The determination of the planetary rent value should be based on the essence and origin of the factor income. This approach is most appropriate in the case of natural rent. Indeed, natural rent is part of income that is not earned by working, but given by nature. Thus, rent is an element of the heritage of society and cannot be included in any income. It should be withdrawn and used for the needs of society according to institutionalized rules. Only profit can be taxed (Lvov, 2004). The appropriation of quasi and economic rent by owners of unique, technical and social resources can be perceived in a similar way. The biosphere and society contribute to their talents and achievements. Being legal entities and individuals, they consider it an honor to return a part of their excess income in the form of voluntary payment of rent in the interests of the environment and all humanity.

Paying planetary rent is the responsibility of all participants of market relations: the State, producers and buyers of goods and services. It is fair because they all are users of resources, intermediate or end consumers.  They should proportionally share the duties to compensate for the use of environmental resources and to address global issues by paying rent income to the Planetary Budget administered by a modernized United Nations or a new supranational body.  It would be absolutely wrong to leave the task of filling the Planetary Budget only to businesses or consumers.

If only national states are to pay planetary rent to the Planetary Budget, they will have to increase the tax burden on their population. It will inevitably lead to negative social, economic and political consequences.

It would not be correct to impose the responsibility of paying planetary rent only on the producer either. Modern businesses, particularly in developed countries, have to bear the burden of heavy taxes, fees, and deductions having to contend themselves with relatively low rates of return on investmen.

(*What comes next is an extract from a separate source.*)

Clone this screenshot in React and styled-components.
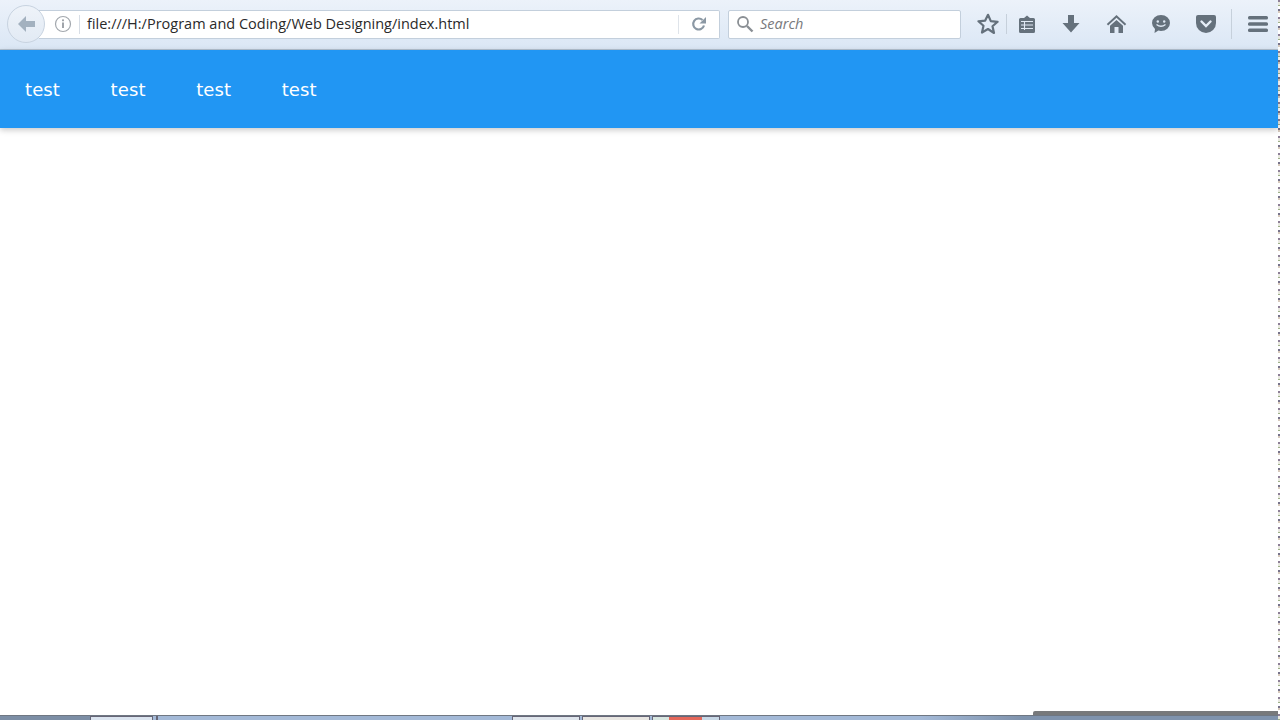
import styled, { createGlobalStyle } from "styled-components";

const Global = createGlobalStyle`
  html, body { margin: 0; padding: 0; background: #fff; }
  #root { width: 1280px; height: 720px; overflow: hidden; }
`;

const Page = styled.div`
  display: flex;
  width: 1280px;
  height: 720px;
`;

const Left = styled.div`
  flex: 1;
  display: flex;
  flex-direction: column;
  min-width: 0;
`;

// the speckled edge at the right of the capture
const Noise = styled.div`
  width: 2px;
  background: repeating-linear-gradient(
    180deg,
    #8d7f96 0 2px,
    #e8e8e0 2px 5px,
    #9db088 5px 6px,
    #ffffff 6px 9px,
    #77738a 9px 11px,
    #d6c9bc 11px 13px,
    #ffffff 13px 17px
  );
`;

const Toolbar = styled.div`
  height: 50px;
  flex-shrink: 0;
  box-sizing: border-box;
  display: flex;
  align-items: center;
  padding: 0 0 1px 7px;
  background: linear-gradient(180deg, #ecf2fa 0%, #dbe7f5 100%);
  border-bottom: 1px solid #b4c2d0;
`;

const BackBtn = styled.div`
  width: 38px;
  height: 38px;
  flex-shrink: 0;
  box-sizing: border-box;
  border-radius: 50%;
  border: 1px solid #c8d3e0;
  background: linear-gradient(180deg, #eef3f9, #e2eaf4);
  display: flex;
  align-items: center;
  justify-content: center;
  position: relative;
  z-index: 1;
`;

const UrlBar = styled.div`
  width: 681px;
  height: 29px;
  margin-left: -6px;
  flex-shrink: 0;
  box-sizing: border-box;
  display: flex;
  align-items: center;
  background: #fff;
  border: 1px solid #c3cfdc;
  border-left: none;
  border-radius: 0 2px 2px 0;
`;

const InfoSlot = styled.div`
  width: 41px;
  height: 19px;
  padding-left: 15px;
  box-sizing: border-box;
  flex-shrink: 0;
  display: flex;
  align-items: center;
  border-right: 1px solid #d8dee6;
`;

const UrlText = styled.div`
  flex: 1;
  padding-left: 7px;
  font: 14.5px/1 "Open Sans", "Liberation Sans", sans-serif;
  color: #2a2a2a;
  white-space: nowrap;
`;

const ReloadSlot = styled.div`
  width: 41px;
  height: 19px;
  flex-shrink: 0;
  box-sizing: border-box;
  display: flex;
  align-items: center;
  justify-content: center;
  border-left: 1px solid #dfe4ea;
`;

const SearchBar = styled.div`
  width: 233px;
  height: 29px;
  margin-left: 8px;
  flex-shrink: 0;
  box-sizing: border-box;
  display: flex;
  align-items: center;
  gap: 6px;
  padding-left: 7px;
  background: #fff;
  border: 1px solid #c3cfdc;
  border-radius: 2px;
`;

const SearchText = styled.span`
  font: italic 14.5px/1 "Open Sans", "Liberation Sans", sans-serif;
  color: #77797c;
`;

const Tools = styled.div`
  display: flex;
  align-items: center;
  height: 100%;
  margin-left: 9px;
`;

const Tool = styled.div`
  width: ${(p) => p.$w}px;
  margin-left: ${(p) => p.$gap || 0}px;
  height: 30px;
  flex-shrink: 0;
  box-sizing: border-box;
  display: flex;
  align-items: center;
  justify-content: center;
`;

const Sep = styled.div`
  width: 1px;
  height: ${(p) => p.$h}px;
  margin-left: ${(p) => p.$gap || 0}px;
  flex-shrink: 0;
  background: #c6d0db;
`;

const Nav = styled.nav`
  height: 78px;
  flex-shrink: 0;
  display: flex;
  align-items: center;
  gap: 50.5px;
  padding-left: 25px;
  padding-top: 1px;
  box-sizing: border-box;
  background: #2196f3;
  box-shadow: 0 2px 6px rgba(0, 0, 0, 0.22);
  position: relative;
`;

const NavLink = styled.a`
  font: 18px/1 "DejaVu Sans", sans-serif;
  letter-spacing: 0.12px;
  color: #fff;
`;

const Main = styled.main`
  flex: 1;
  display: flex;
  justify-content: flex-end;
  align-items: flex-end;
  background: #fff;
`;

const Scrollbar = styled.div`
  width: 245px;
  height: 4px;
  background: #77797b;
  border-radius: 2px 0 0 0;
`;

const Taskbar = styled.div`
  height: 5px;
  flex-shrink: 0;
  display: flex;
  box-sizing: border-box;
  border-top: 1px solid #6f7782;
  background: linear-gradient(90deg, #a3b9d7 0 72%, #7f93ad 80% 100%);
`;

const StartArea = styled.div`
  width: 90px;
  background: #7c8ea5;
`;

const TaskTab = styled.div`
  width: ${(p) => p.$w}px;
  margin-left: ${(p) => p.$gap || 0}px;
  box-sizing: border-box;
  border: 1px solid #667;
  border-bottom: none;
  background: ${(p) => p.$bg};
`;

const stroke = "#65717c";

function Back() {
  return (
    <svg width="22" height="22" viewBox="0 0 22 22">
      <path d="M11 3 3 11l8 8v-5h9V8h-9z" fill="#a3b1bf" />
    </svg>
  );
}

function Info() {
  return (
    <svg width="18" height="18" viewBox="0 0 18 18" fill="none">
      <circle cx="9" cy="9" r="7.5" stroke="#a3a8ae" strokeWidth="1.2" />
      <rect x="8.1" y="7.5" width="1.8" height="5.5" fill="#969ba1" />
      <rect x="8.1" y="4.4" width="1.8" height="1.8" fill="#969ba1" />
    </svg>
  );
}

function Reload() {
  return (
    <svg width="16" height="16" viewBox="0 0 16 16" fill="none">
      <path d="M13 9.5A5.5 5.5 0 1 1 11.5 4" stroke="#8b98a4" strokeWidth="2.2" />
      <path d="M15 1v6.5H8.5z" fill="#8b98a4" />
    </svg>
  );
}

function Lens() {
  return (
    <svg width="18" height="18" viewBox="0 0 18 18" fill="none">
      <circle cx="7" cy="7" r="5" stroke="#8a8f94" strokeWidth="1.8" />
      <path d="M11 11l5.5 5.5" stroke="#8a8f94" strokeWidth="2.4" />
    </svg>
  );
}

function Star() {
  return (
    <svg width="24" height="24" viewBox="0 0 24 24" fill="none">
      <path
        d="M12 2.8l2.8 6.3 6.8.7-5.1 4.5 1.5 6.7L12 17l-6 3.5 1.5-6.7-5.1-4.5 6.8-.7z"
        stroke={stroke}
        strokeWidth="2.2"
        strokeLinejoin="round"
      />
    </svg>
  );
}

function Reading() {
  return (
    <svg width="20" height="20" viewBox="0 0 20 20">
      <path
        d="M3.5 4H7l3-2.5L13 4h3.5A1.5 1.5 0 0 1 18 5.5v12a1.5 1.5 0 0 1-1.5 1.5h-13A1.5 1.5 0 0 1 2 17.5v-12A1.5 1.5 0 0 1 3.5 4z"
        fill={stroke}
      />
      <path d="M4 7.5h12M4 11h12M4 14.5h12" stroke="#dfe8f3" strokeWidth="1.1" />
      <path d="M7.5 7v9" stroke="#dfe8f3" strokeWidth="1.1" />
    </svg>
  );
}

function Download() {
  return (
    <svg width="20" height="20" viewBox="0 0 20 20">
      <path d="M7 1h6v8h5.5L10 18.5 1.500 9H7z" fill={stroke} />
    </svg>
  );
}

function Home() {
  return (
    <svg width="21" height="20" viewBox="0 0 21 20">
      <path d="M10.5 1 .8 10l1.3 1.4 8.400-7.600 8.400 7.600 1.300-1.400z" fill={stroke} />
      <path d="M10.5 6 4 11.800V19h4.500v-6h4v6H17v-7.200z" fill={stroke} />
    </svg>
  );
}

function Chat() {
  return (
    <svg width="20" height="20" viewBox="0 0 20 20">
      <path
        d="M10 1a9 8 0 0 1 0 16c-.9 0-1.8-.1-2.6-.4L3.500 19l.5-4A8 8 0 0 1 1 9a9 8 0 0 1 9-8z"
        fill={stroke}
      />
      <circle cx="6.8" cy="7.5" r="1.2" fill="#dfe8f3" />
      <circle cx="13.2" cy="7.5" r="1.2" fill="#dfe8f3" />
      <path d="M5.5 10.5q4.5 3.5 9 0" stroke="#dfe8f3" strokeWidth="1.4" fill="none" />
    </svg>
  );
}

function Pocket() {
  return (
    <svg width="22" height="20" viewBox="0 0 22 20">
      <path d="M3 1h16a2 2 0 0 1 2 2v6a10 10 0 0 1-20 0V3a2 2 0 0 1 2-2z" fill={stroke} />
      <path d="M6.500 7.500 11 12l4.500-4.500" stroke="#e6eef7" strokeWidth="2.4" fill="none" strokeLinecap="round" />
    </svg>
  );
}

function Burger() {
  return (
    <svg width="20" height="18" viewBox="0 0 20 18">
      <rect x="0" y="1" width="20" height="3.5" rx="1.5" fill={stroke} />
      <rect x="0" y="7.3" width="20" height="3.5" rx="1.5" fill={stroke} />
      <rect x="0" y="13.5" width="20" height="3.5" rx="1.5" fill={stroke} />
    </svg>
  );
}

export default function App() {
  const links = ["test", "test", "test", "test"];
  return (
    <Page>
      <Global />
      <Left>
        <Toolbar>
          <BackBtn>
            <Back />
          </BackBtn>
          <UrlBar>
            <InfoSlot>
              <Info />
            </InfoSlot>
            <UrlText>file:///H:/Program and Coding/Web Designing/index.html</UrlText>
            <ReloadSlot>
              <Reload />
            </ReloadSlot>
          </UrlBar>
          <SearchBar>
            <Lens />
            <SearchText>Search</SearchText>
          </SearchBar>
          <Tools>
            <Tool $w={36}>
              <Star />
            </Tool>
            <Sep $h={20} />
            <Tool $w={39}>
              <Reading />
            </Tool>
            <Tool $w={44} $gap={3}>
              <Download />
            </Tool>
            <Tool $w={46}>
              <Home />
            </Tool>
            <Tool $w={44}>
              <Chat />
            </Tool>
            <Tool $w={46}>
              <Pocket />
            </Tool>
            <Sep $h={30} $gap={2} />
            <Tool $w={50} $gap={1}>
              <Burger />
            </Tool>
          </Tools>
        </Toolbar>
        <Nav>
          {links.map((l, i) => (
            <NavLink key={i}>{l}</NavLink>
          ))}
        </Nav>
        <Main>
          <Scrollbar />
        </Main>
        <Taskbar>
          <StartArea />
          <TaskTab $w={63} $bg="#dbe4ef" />
          <TaskTab $w={2} $gap={3} $bg="#cfd9e6" />
          <TaskTab $w={68} $gap={354} $bg="#dfe5ec" />
          <TaskTab $w={68} $gap={2} $bg="#e8e6e2" />
          <TaskTab $w={68} $gap={2} $bg="linear-gradient(90deg,#d8e6e0 0 25%,#e4675a 25% 75%,#c8d8e6 75%)" />
        </Taskbar>
      </Left>
      <Noise />
    </Page>
  );
}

The obvious problem is that not all nations can be trusted in terms of fairness and economic feasibility of rental income distribution. The population of these states fall victim to the manipulation through mass media and economic exploitation by their own self-interested ruling elites. Therefore, there should be three well-planned stages of identifying and activating the sources of planetary rent and mechanisms of its creation. These stages will form the order of the global institutionalization of rent. This order will help economic entities (national governments, international economic organizations, transnational corporations) to engage resources in different areas of jurisdiction and ownership. The institutionalization of planetary rent as a global economic tool for filling the Planetary Budget and creating a new economic system should be implemented in a proper way. It must not harm national economies or the global market.

In our view, the institutionalization of planetary rent should go through three stages.

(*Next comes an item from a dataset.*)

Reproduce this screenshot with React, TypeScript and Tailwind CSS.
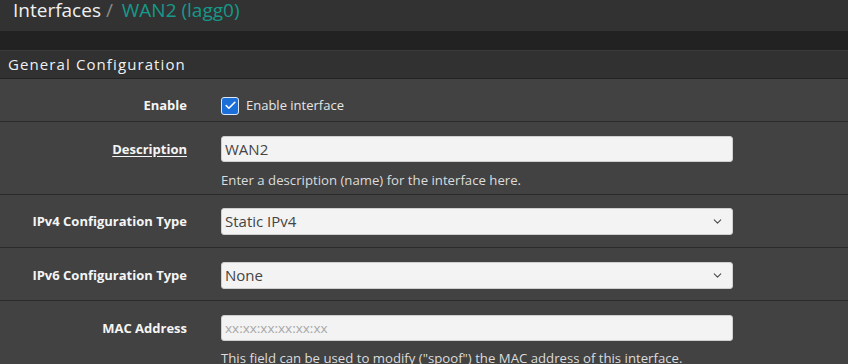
import { Check, ChevronDown } from 'lucide-react';

const font = { fontFamily: '"Open Sans", "Noto Sans", sans-serif' };

function Label({ children, underline }: { children: string; underline?: boolean }) {
  return (
    <div className="w-[187px] shrink-0 text-right text-[13px] font-bold text-[#f5f5f5]">
      <span className={underline ? 'underline underline-offset-2' : ''}>{children}</span>
    </div>
  );
}

function Select({ value }: { value: string }) {
  return (
    <div className="flex h-[27px] w-[512px] items-center justify-between rounded-[3px] border border-[#cfcfcf] bg-[#f3f3f3] pl-[3px] pr-[8px] text-[15px] text-[#444]">
      <span>{value}</span>
      <ChevronDown size={13} strokeWidth={2} className="text-[#4a4a4a]" />
    </div>
  );
}

export default function App() {
  return (
    <div className="w-[848px] h-[364px] overflow-hidden bg-[#424242]" style={font}>
      {/* breadcrumb */}
      <div className="h-[31px] bg-[#323232] pl-[13px] flex items-start">
        <h1 className="text-[19px] leading-[20px] text-[#f0f0f0]">
          Interfaces <span className="text-[#8a8a8a]">/</span>{' '}
          <span className="ml-[4px] text-[#16998a]">WAN2 (lagg0)</span>
        </h1>
      </div>
      <div className="h-[19px] bg-[#222]" />

      {/* panel */}
      <div className="border-t border-[#3b3b3b]">
        <div className="h-[28px] bg-[#313131] pl-[8px] flex items-center text-[15px] tracking-[1.1px] text-[#f0f0f0] border-b border-[#232323]">
          General Configuration
        </div>

        {/* Enable */}
        <div className="flex items-start pt-[17px] h-[43px] border-b border-[#2b2b2b]">
          <Label>Enable</Label>
          <div className="ml-[34px] flex items-center gap-[7px] text-[13px] text-[#e6e6e6]">
            <span className="flex h-[18px] w-[18px] items-center justify-center rounded-[3px] border border-[#dfe8f5] bg-[#1a6fd8]">
              <Check size={13} strokeWidth={3} className="text-white" />
            </span>
            Enable interface
          </div>
        </div>

        {/* Description */}
        <div className="flex items-start pt-[14px] h-[73px] border-b border-[#2b2b2b]">
          <div className="pt-[4px]">
            <Label underline>Description</Label>
          </div>
          <div className="ml-[34px]">
            <div className="flex h-[26px] w-[512px] items-center rounded-[3px] border border-[#cfcfcf] bg-[#f3f3f3] pl-[3px] text-[15px] text-[#444]">
              WAN2
            </div>
            <p className="mt-[9px] text-[13.2px] text-[#dcdcdc]">Enter a description (name) for the interface here.</p>
          </div>
        </div>

        {/* IPv4 */}
        <div className="flex items-start pt-[13px] h-[53px] border-b border-[#2b2b2b]">
          <div className="pt-[4px]">
            <Label>IPv4 Configuration Type</Label>
          </div>
          <div className="ml-[34px]">
            <Select value="Static IPv4" />
          </div>
        </div>

        {/* IPv6 */}
        <div className="flex items-start pt-[14px] h-[53px] border-b border-[#2b2b2b]">
          <div className="pt-[4px]">
            <Label>IPv6 Configuration Type</Label>
          </div>
          <div className="ml-[34px]">
            <Select value="None" />
          </div>
        </div>

        {/* MAC */}
        <div className="flex items-start pt-[14px]">
          <div className="pt-[4px]">
            <Label>MAC Address</Label>
          </div>
          <div className="ml-[34px]">
            <div className="flex h-[26px] w-[512px] items-center rounded-[3px] border border-[#cfcfcf] bg-[#f3f3f3] pl-[3px] text-[13.5px] text-[#a8a8a8]">
              xx:xx:xx:xx:xx:xx
            </div>
            <p className="mt-[8px] text-[13.2px] text-[#dcdcdc]">
              This field can be used to modify ("spoof") the MAC address of this interface.
            </p>
          </div>
        </div>
      </div>
    </div>
  );
}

The first stage implies that the economic use of planetary resources that are not under the jurisdiction of individual countries should be defined as a source of planetary rent. The institutionalization of this planetary rent should be in the process of turning resources into panhuman (planetary) resources. This kind of ownership should be fully included in the jurisdiction of the infrastructure of planetary management. During the first stage, planetary rent may be equated to the costs of depreciation of fixed assets. The process of obtaining it can be included in pricing, and paid at the expense of the end consumer.

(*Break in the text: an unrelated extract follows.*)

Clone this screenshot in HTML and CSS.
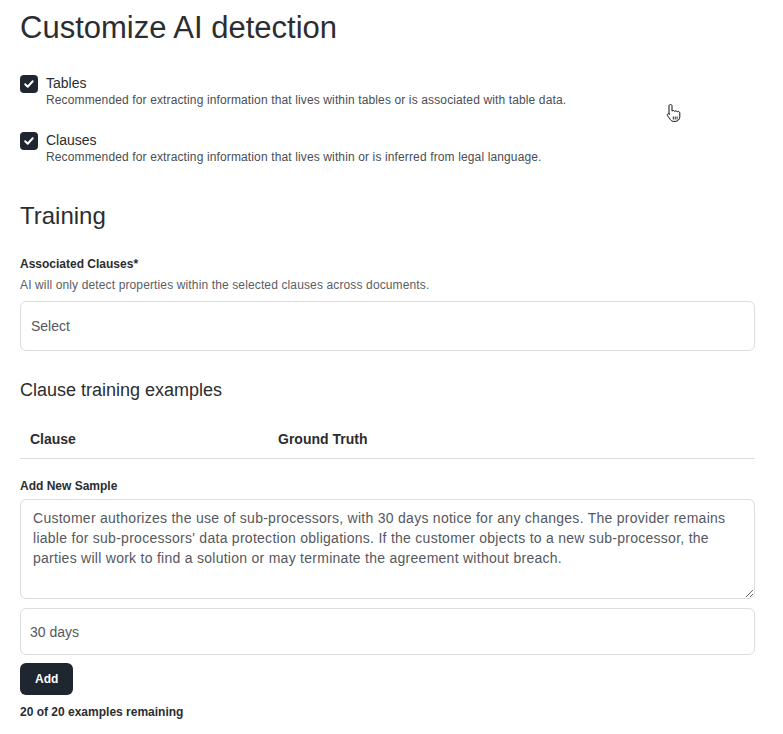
FILE: index.html
```html
<!DOCTYPE html>
<html>
<head>
  <title>Customize AI detection</title>
  <link rel="stylesheet" href="styles.css">
</head>
<body>

  <div class="page">
    <h1>Customize AI detection</h1>

    <div class="options">
      <label class="option">
        <span class="check">
          <svg width="12" height="12" viewBox="0 0 12 12"><path d="M2.2 6.3l2.5 2.4 5-5.4" fill="none" stroke="#fff" stroke-width="2" stroke-linecap="round" stroke-linejoin="round"/></svg>
        </span>
        <span class="option-text">
          <span class="option-title">Tables</span>
          <span class="option-desc">Recommended for extracting information that lives within tables or is associated with table data.</span>
        </span>
      </label>
      <label class="option">
        <span class="check">
          <svg width="12" height="12" viewBox="0 0 12 12"><path d="M2.2 6.3l2.5 2.4 5-5.4" fill="none" stroke="#fff" stroke-width="2" stroke-linecap="round" stroke-linejoin="round"/></svg>
        </span>
        <span class="option-text">
          <span class="option-title">Clauses</span>
          <span class="option-desc">Recommended for extracting information that lives within or is inferred from legal language.</span>
        </span>
      </label>
    </div>

    <h2>Training</h2>

    <div class="field-label">Associated Clauses*</div>
    <div class="field-help">AI will only detect properties within the selected clauses across documents.</div>
    <div class="select">Select</div>

    <h3>Clause training examples</h3>

    <div class="table-head">
      <div class="col-clause">Clause</div>
      <div class="col-truth">Ground Truth</div>
    </div>

    <div class="field-label sample-label">Add New Sample</div>
    <textarea class="sample-text">Customer authorizes the use of sub-processors, with 30 days notice for any changes. The provider remains liable for sub-processors' data protection obligations. If the customer objects to a new sub-processor, the parties will work to find a solution or may terminate the agreement without breach.</textarea>
    <input class="truth-input" type="text" value="30 days">
    <button class="add-btn">Add</button>
    <div class="remaining">20 of 20 examples remaining</div>
  </div>

  <svg class="cursor" width="16" height="20" viewBox="0 0 16 20">
    <path d="M4.5 1.5c.9 0 1.5.6 1.5 1.5v5.2c.3-.5.8-.7 1.3-.7.7 0 1.2.4 1.4 1 .3-.4.7-.6 1.2-.6.7 0 1.2.4 1.4 1 .3-.3.6-.4 1-.4.9 0 1.5.7 1.5 1.6v3.6c0 2.6-1.9 4.7-4.6 4.7H7.8c-1.4 0-2.5-.6-3.3-1.7L1.6 12.8c-.5-.7-.4-1.5.2-1.9.6-.4 1.3-.3 1.8.3L3 11.4V3c0-.9.6-1.5 1.5-1.5z" fill="#fff" stroke="#111" stroke-width="1"/>
    <path d="M7.3 13.5v3M9.2 13.5v3M11.1 13.5v3" stroke="#111" stroke-width="0.9"/>
  </svg>

</body>
</html>
```

FILE: styles.css
```css
body {
  margin: 0;
  font-family: "Liberation Sans", Arial, sans-serif;
  color: #2b2d31;
  background: #fff;
}
.page {
  padding: 8px 28px 20px 20px;
}
h1 {
  font-size: 31px;
  font-weight: 400;
  margin: 0 0 27px 0;
  line-height: 40px;
}
.options {
  display: flex;
  flex-direction: column;
  gap: 24px;
}
.option {
  display: flex;
  gap: 8px;
  align-items: flex-start;
}
.check {
  width: 18px;
  height: 18px;
  border-radius: 4px;
  background: #1f2630;
  display: flex;
  align-items: center;
  justify-content: center;
  flex-shrink: 0;
}
.option-text {
  display: flex;
  flex-direction: column;
}
.option-title {
  font-size: 14px;
  line-height: 17px;
}
.option-desc {
  font-size: 12px;
  letter-spacing: 0.13px;
  line-height: 16px;
  color: #4a4d53;
}
h2 {
  font-size: 24px;
  font-weight: 400;
  margin: 36px 0 25px 0;
  line-height: 30px;
}
.field-label {
  font-size: 12px;
  font-weight: 700;
  line-height: 16px;
  color: #2b2d31;
}
.field-help {
  font-size: 12px;
  letter-spacing: 0.13px;
  line-height: 16px;
  color: #5a5d63;
  margin-top: 5px;
}
.select {
  margin-top: 8px;
  height: 50px;
  box-sizing: border-box;
  border: 1px solid #dcdde1;
  border-radius: 6px;
  padding: 0 10px;
  display: flex;
  align-items: center;
  font-size: 14px;
  color: #55585e;
}
h3 {
  font-size: 18px;
  font-weight: 400;
  margin: 27px 0 0 0;
  line-height: 24px;
}
.table-head {
  display: flex;
  margin-top: 16px;
  padding: 13px 10px 11px 10px;
  border-bottom: 1px solid #dcdde1;
  font-size: 14px;
  font-weight: 700;
  line-height: 16px;
}
.col-clause {
  width: 248px;
}
.sample-label {
  margin-top: 19px;
}
.sample-text {
  display: block;
  margin-top: 5px;
  width: 100%;
  height: 100px;
  box-sizing: border-box;
  border: 1px solid #dcdde1;
  border-radius: 6px;
  padding: 8px 12px;
  font-family: "Liberation Sans", Arial, sans-serif;
  font-size: 14px;
  letter-spacing: 0.27px;
  line-height: 20px;
  color: #55585e;
  resize: vertical;
}
.truth-input {
  display: block;
  margin-top: 9px;
  width: 100%;
  height: 47px;
  box-sizing: border-box;
  border: 1px solid #dcdde1;
  border-radius: 6px;
  padding: 0 9px;
  font-family: "Liberation Sans", Arial, sans-serif;
  font-size: 14px;
  color: #55585e;
}
.add-btn {
  margin-top: 8px;
  height: 32px;
  padding: 0 15px;
  border: none;
  border-radius: 6px;
  background: #1f2630;
  color: #fff;
  font-family: "Liberation Sans", Arial, sans-serif;
  font-size: 12px;
  font-weight: 700;
}
.remaining {
  margin-top: 9px;
  font-size: 12px;
  font-weight: 700;
  line-height: 16px;
}
.cursor {
  position: absolute;
  left: 666px;
  top: 103px;
}
```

During the second stage, planetary rent should include all capital-intensive, strategic and non-renewable resources that are still owned by individual states. We have every reason to believe that there will be conditions under which states will minimize their role in global economic relations. The modern state as a political and economic system will be reduced to a small regulatory and representative body with most of its mandate delegated to a planetary governance body.

At the third stage, quasi rent factors (intellectual, technological, or infrastructural) will join the resource base. It will mean that the Planetary Budget will be based not only on natural but also on social and economic factors creating added value. This way, a vast majority of people will participate in saving the biosphere, protecting world peace, and creating a noospheric planetary civilization. Universal human integration will start as a grassroots movement with people becoming concerned about the fate of the universe, regardless of their nationality, ethnicity, religion, work, profession, or culture.

The concept of planetary rent implies that this kind of rent is a fundamentally new form of supranational global income. It is used by the entire global community to solve the world’s economic, social, environmental and political problems. The top priority of the planetary economic policy and global anti-crisis management should be the salvation of the Earth's biosphere for present and future generations. The conditions for achieving this goal should include eliminating not only environmental but also social and military threats, creating new zones of economic development, effective demographic and migration policies and, finally, ensuring the overall transition to the Sixth Techno-economic Paradigm.

The contemporary and classical understanding of rent helps to form the concept of planetary rent. Rent is part of the income obtained from not only invested labor, but from Nature itself. Indeed, nature provides certain conditions for the better use of resources as factors of production. In this sense, rent should be perceived as an element of common heritage. It should be obtained and used according to a set of institutionalized rules for the needs of society as a whole.

A factor approach helps in understanding the formation of planetary rent. According to this approach, any limited resources used in production are considered to be costs associated with obtaining some benefit. Accordingly, the general source of planetary rent is in resource management itself. In accordance with the structure of the Earth’s resource base, which is used by humans in their life and economic activity, three sources of planetary rent formation can be distinguished: planetary resources, natural resources and noospheric resources.

We believe that despite the mounting challenges it is possible to find funding for tackling them. Enough financial resources are available to humanity. Global economic transformation and a transition to the Sixth Techno–economic Paradigm are possible without crises. Global production continues, mineral, water and atmospheric resources keep being used. Billions of working people continue to generate revenue every second. The problem is a lack of clear understanding of what funding source could be used and how it could be used to underwrite a global anti–crisis strategy. It should be based on the unification of humanity without having to destroy existing economic systems.